From the listing below, count the lines where the string "index" occurs. Give the number, with no other words.

#### GIVEN INFORMATION:

+ + + + + + +

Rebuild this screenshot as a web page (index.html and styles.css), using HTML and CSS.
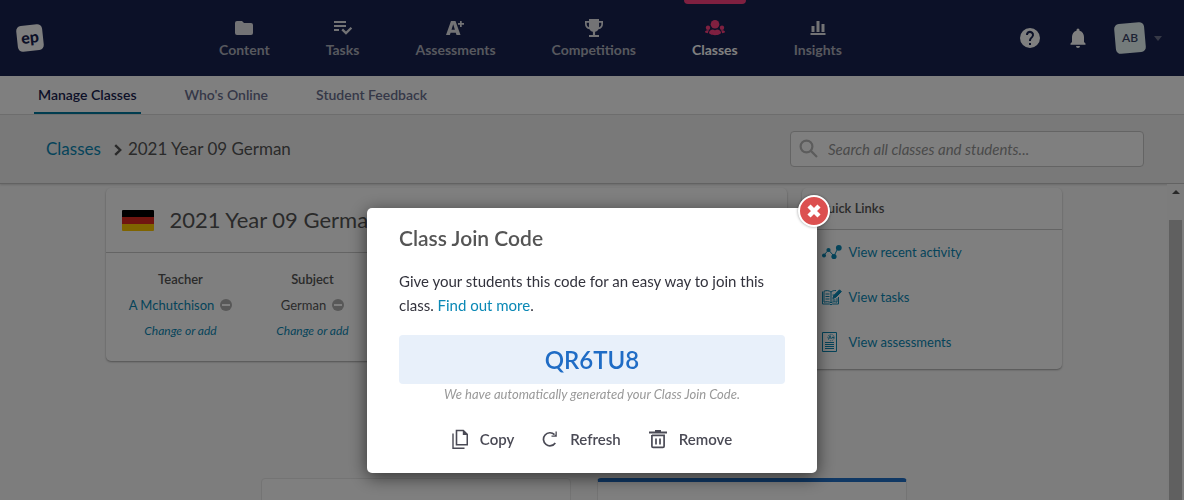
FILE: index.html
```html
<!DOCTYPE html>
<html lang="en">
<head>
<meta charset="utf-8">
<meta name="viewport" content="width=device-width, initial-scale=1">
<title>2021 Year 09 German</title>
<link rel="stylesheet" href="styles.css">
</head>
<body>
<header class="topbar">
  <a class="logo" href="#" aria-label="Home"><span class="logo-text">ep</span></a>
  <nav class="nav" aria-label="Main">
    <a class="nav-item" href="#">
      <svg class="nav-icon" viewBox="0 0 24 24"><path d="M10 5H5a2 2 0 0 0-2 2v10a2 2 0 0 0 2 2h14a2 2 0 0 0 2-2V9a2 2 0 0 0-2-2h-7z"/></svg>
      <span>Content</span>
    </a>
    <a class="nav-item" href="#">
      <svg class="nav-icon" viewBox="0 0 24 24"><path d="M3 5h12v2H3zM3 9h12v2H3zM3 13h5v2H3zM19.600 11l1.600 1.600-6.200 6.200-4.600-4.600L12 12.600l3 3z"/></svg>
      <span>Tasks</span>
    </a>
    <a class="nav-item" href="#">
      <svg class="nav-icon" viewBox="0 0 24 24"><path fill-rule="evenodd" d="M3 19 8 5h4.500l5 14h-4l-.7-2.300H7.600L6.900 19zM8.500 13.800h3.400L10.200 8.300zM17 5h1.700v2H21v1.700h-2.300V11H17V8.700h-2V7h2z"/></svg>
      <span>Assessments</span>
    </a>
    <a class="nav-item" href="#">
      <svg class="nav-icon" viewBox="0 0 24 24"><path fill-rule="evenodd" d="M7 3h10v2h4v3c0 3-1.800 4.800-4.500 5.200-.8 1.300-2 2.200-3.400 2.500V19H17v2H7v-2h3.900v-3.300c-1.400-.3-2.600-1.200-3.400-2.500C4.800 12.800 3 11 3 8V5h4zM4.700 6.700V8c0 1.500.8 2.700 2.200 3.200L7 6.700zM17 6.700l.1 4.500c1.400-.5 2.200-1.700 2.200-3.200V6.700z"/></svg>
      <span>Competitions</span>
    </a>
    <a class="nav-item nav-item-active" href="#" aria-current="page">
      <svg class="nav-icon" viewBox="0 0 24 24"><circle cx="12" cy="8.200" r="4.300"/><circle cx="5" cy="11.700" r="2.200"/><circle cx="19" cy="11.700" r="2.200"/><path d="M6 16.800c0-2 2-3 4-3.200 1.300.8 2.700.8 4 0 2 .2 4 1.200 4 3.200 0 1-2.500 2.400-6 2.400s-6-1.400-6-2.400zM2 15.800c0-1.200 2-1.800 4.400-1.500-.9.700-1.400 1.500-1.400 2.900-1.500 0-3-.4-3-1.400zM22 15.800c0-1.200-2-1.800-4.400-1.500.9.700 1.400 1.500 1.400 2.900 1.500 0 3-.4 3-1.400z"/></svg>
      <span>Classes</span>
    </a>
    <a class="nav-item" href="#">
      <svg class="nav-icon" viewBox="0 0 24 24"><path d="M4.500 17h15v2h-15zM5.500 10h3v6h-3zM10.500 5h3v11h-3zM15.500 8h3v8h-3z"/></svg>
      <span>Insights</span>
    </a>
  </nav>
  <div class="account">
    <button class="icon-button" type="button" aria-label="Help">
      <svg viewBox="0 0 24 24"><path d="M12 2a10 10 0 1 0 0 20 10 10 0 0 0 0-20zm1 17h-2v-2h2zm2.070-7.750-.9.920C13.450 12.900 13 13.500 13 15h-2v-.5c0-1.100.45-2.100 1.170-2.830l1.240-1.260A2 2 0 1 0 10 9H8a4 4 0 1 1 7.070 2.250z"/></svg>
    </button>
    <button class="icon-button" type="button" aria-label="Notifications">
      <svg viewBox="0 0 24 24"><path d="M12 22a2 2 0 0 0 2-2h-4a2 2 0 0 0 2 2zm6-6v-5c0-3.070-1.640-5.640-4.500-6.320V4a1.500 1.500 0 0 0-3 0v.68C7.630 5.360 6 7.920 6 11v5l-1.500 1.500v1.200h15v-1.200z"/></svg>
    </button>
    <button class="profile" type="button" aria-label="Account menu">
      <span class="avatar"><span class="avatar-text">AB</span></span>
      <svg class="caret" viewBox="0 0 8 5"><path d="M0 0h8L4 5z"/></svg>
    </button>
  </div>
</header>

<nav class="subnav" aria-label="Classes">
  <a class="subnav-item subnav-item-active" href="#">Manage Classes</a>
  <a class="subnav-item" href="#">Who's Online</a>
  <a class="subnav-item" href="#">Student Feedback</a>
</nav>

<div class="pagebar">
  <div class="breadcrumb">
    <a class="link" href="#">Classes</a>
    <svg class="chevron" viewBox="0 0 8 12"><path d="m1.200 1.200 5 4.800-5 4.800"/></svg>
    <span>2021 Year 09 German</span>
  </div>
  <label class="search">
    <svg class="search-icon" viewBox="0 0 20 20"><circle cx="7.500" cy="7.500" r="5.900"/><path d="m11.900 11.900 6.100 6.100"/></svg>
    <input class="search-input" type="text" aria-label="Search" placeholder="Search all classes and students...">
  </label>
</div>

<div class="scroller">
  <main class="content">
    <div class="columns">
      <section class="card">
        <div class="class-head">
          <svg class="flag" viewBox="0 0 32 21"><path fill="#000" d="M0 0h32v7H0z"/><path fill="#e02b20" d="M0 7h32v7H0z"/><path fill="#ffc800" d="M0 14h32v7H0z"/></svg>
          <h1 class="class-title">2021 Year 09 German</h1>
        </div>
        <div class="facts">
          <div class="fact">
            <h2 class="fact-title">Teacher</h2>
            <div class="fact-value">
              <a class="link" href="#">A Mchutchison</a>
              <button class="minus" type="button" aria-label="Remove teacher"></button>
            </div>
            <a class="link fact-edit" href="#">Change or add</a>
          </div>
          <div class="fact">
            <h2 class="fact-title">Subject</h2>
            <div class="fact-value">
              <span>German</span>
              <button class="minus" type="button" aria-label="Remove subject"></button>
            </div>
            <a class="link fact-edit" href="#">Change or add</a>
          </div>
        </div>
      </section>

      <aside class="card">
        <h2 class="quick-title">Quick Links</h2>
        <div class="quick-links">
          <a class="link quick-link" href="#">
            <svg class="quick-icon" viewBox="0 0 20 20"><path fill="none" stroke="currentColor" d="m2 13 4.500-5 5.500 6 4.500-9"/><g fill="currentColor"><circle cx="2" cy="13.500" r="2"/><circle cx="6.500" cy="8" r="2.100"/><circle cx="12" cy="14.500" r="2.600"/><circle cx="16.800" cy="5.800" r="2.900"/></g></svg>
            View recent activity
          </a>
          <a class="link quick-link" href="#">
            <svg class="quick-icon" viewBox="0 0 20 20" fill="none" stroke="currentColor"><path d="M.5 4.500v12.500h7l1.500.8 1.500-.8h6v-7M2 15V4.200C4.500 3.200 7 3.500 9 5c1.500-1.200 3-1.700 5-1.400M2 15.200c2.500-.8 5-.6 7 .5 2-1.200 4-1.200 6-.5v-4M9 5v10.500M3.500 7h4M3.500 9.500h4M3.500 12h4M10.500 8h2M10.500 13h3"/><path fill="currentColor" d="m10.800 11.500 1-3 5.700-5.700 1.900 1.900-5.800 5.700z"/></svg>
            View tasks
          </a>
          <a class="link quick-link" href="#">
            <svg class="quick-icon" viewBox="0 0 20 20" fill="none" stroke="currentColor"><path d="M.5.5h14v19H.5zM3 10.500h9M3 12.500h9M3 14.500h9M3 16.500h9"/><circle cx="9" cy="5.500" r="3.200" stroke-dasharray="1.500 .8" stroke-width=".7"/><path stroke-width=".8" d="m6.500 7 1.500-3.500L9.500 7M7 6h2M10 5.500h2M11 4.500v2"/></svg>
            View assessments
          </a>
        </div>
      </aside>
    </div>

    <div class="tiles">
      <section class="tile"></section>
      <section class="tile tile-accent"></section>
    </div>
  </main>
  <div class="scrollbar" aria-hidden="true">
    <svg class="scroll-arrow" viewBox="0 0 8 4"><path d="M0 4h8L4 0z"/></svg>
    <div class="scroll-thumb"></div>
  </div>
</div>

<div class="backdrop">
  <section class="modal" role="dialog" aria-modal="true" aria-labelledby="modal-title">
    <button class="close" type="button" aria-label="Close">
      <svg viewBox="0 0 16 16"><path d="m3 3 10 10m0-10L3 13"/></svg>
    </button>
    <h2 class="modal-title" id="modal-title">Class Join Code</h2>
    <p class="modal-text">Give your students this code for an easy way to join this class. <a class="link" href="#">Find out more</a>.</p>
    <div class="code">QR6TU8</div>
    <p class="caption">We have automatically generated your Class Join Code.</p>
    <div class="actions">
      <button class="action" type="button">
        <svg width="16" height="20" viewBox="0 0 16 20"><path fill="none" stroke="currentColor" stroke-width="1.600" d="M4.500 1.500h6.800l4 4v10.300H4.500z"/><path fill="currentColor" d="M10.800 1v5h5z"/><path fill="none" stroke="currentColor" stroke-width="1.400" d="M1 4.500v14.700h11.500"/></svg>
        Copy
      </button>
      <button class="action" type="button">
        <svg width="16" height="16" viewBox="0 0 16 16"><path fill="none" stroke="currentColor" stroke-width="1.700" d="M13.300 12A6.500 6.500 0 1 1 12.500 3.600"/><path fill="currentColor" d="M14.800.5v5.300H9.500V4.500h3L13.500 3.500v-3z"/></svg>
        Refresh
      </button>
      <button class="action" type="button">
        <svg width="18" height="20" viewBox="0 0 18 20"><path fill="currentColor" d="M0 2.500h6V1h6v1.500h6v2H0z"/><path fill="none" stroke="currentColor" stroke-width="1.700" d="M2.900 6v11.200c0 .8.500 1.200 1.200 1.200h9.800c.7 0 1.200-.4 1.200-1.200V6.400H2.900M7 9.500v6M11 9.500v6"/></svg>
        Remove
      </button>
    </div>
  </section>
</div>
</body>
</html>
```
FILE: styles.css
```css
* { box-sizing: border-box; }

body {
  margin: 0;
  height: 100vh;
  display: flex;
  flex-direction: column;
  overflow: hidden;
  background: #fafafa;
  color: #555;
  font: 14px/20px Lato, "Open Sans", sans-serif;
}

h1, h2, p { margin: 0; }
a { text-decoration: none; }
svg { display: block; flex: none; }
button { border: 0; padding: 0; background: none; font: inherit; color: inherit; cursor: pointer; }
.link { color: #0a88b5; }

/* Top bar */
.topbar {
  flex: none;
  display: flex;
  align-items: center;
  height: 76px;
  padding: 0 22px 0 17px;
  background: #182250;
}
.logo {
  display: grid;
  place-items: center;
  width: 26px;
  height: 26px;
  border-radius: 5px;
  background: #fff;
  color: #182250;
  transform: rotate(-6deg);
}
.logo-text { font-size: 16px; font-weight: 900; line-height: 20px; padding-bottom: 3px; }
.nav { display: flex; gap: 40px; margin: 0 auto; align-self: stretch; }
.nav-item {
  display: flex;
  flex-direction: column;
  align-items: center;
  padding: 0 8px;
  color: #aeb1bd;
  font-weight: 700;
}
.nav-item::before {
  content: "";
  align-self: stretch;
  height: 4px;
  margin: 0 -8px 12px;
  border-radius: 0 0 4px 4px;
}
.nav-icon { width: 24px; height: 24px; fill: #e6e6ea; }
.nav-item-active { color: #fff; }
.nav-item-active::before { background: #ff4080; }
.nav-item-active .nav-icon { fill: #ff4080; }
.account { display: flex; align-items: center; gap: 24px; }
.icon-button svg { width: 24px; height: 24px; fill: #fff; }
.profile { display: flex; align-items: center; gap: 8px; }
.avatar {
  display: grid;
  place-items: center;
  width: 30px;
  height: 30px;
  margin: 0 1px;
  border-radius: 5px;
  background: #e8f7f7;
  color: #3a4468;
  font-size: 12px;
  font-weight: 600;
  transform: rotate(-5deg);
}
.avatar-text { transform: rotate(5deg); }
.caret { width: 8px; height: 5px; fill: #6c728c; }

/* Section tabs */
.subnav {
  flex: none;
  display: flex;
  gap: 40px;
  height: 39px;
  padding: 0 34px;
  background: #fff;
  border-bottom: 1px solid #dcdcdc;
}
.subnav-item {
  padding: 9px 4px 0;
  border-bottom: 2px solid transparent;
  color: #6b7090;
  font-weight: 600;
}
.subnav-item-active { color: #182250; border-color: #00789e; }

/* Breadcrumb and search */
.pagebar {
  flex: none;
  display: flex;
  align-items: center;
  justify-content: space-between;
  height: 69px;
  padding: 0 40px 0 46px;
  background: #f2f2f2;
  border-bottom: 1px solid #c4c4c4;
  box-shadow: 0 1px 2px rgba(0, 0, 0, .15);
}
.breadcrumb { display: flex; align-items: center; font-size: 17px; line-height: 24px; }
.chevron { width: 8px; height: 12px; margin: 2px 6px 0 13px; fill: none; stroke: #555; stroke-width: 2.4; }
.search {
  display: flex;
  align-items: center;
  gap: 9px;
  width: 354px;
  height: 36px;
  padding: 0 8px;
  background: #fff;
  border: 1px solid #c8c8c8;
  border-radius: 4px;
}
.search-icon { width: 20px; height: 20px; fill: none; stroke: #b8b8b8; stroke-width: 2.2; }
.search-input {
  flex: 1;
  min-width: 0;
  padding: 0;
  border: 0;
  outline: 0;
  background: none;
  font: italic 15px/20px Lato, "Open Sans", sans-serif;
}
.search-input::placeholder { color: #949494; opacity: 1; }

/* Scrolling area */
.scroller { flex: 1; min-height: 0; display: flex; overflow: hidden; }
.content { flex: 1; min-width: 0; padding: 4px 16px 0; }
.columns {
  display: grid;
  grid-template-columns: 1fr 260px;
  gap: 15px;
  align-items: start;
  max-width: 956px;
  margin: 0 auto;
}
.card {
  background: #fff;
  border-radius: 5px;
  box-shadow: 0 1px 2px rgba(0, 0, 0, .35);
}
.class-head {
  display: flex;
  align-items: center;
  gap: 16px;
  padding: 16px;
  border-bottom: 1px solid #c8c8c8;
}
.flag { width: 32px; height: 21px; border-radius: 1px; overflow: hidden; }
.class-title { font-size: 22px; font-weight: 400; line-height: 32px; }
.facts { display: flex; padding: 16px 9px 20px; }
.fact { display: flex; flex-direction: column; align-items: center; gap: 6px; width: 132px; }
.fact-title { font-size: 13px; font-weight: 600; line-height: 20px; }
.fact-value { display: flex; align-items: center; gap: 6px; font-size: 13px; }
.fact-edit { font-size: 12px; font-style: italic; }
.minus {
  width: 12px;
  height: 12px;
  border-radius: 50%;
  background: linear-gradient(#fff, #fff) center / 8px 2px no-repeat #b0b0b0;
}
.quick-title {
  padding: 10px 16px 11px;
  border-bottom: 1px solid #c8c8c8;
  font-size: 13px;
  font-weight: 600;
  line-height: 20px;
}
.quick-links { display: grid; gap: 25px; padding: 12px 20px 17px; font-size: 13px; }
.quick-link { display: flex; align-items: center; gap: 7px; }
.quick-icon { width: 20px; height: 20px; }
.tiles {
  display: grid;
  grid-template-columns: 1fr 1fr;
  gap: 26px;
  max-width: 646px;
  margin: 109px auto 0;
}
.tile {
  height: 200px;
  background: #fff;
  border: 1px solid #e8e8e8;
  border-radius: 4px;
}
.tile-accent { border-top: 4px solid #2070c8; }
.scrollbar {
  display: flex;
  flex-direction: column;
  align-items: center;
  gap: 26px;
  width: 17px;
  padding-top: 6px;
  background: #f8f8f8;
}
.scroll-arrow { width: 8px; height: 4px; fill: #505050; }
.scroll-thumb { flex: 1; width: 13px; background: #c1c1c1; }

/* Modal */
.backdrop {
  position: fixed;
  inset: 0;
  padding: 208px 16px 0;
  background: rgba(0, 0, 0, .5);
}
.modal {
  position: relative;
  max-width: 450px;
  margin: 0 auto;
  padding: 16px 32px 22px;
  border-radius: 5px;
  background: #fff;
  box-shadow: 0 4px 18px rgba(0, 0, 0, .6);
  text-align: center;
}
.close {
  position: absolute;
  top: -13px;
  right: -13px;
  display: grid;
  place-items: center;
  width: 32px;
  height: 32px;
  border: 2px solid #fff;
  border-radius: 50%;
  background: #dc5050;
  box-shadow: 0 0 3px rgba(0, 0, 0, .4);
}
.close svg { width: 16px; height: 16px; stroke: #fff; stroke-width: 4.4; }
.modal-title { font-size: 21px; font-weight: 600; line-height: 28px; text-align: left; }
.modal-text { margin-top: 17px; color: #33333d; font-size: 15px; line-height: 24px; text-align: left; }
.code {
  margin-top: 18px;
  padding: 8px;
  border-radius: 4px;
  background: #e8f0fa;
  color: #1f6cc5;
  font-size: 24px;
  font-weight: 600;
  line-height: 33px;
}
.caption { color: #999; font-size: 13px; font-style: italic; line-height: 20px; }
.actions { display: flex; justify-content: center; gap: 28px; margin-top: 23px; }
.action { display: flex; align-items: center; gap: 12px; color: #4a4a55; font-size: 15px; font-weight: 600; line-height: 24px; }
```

+ + + + + + +

#### OUTPUT OF THE TASK:
2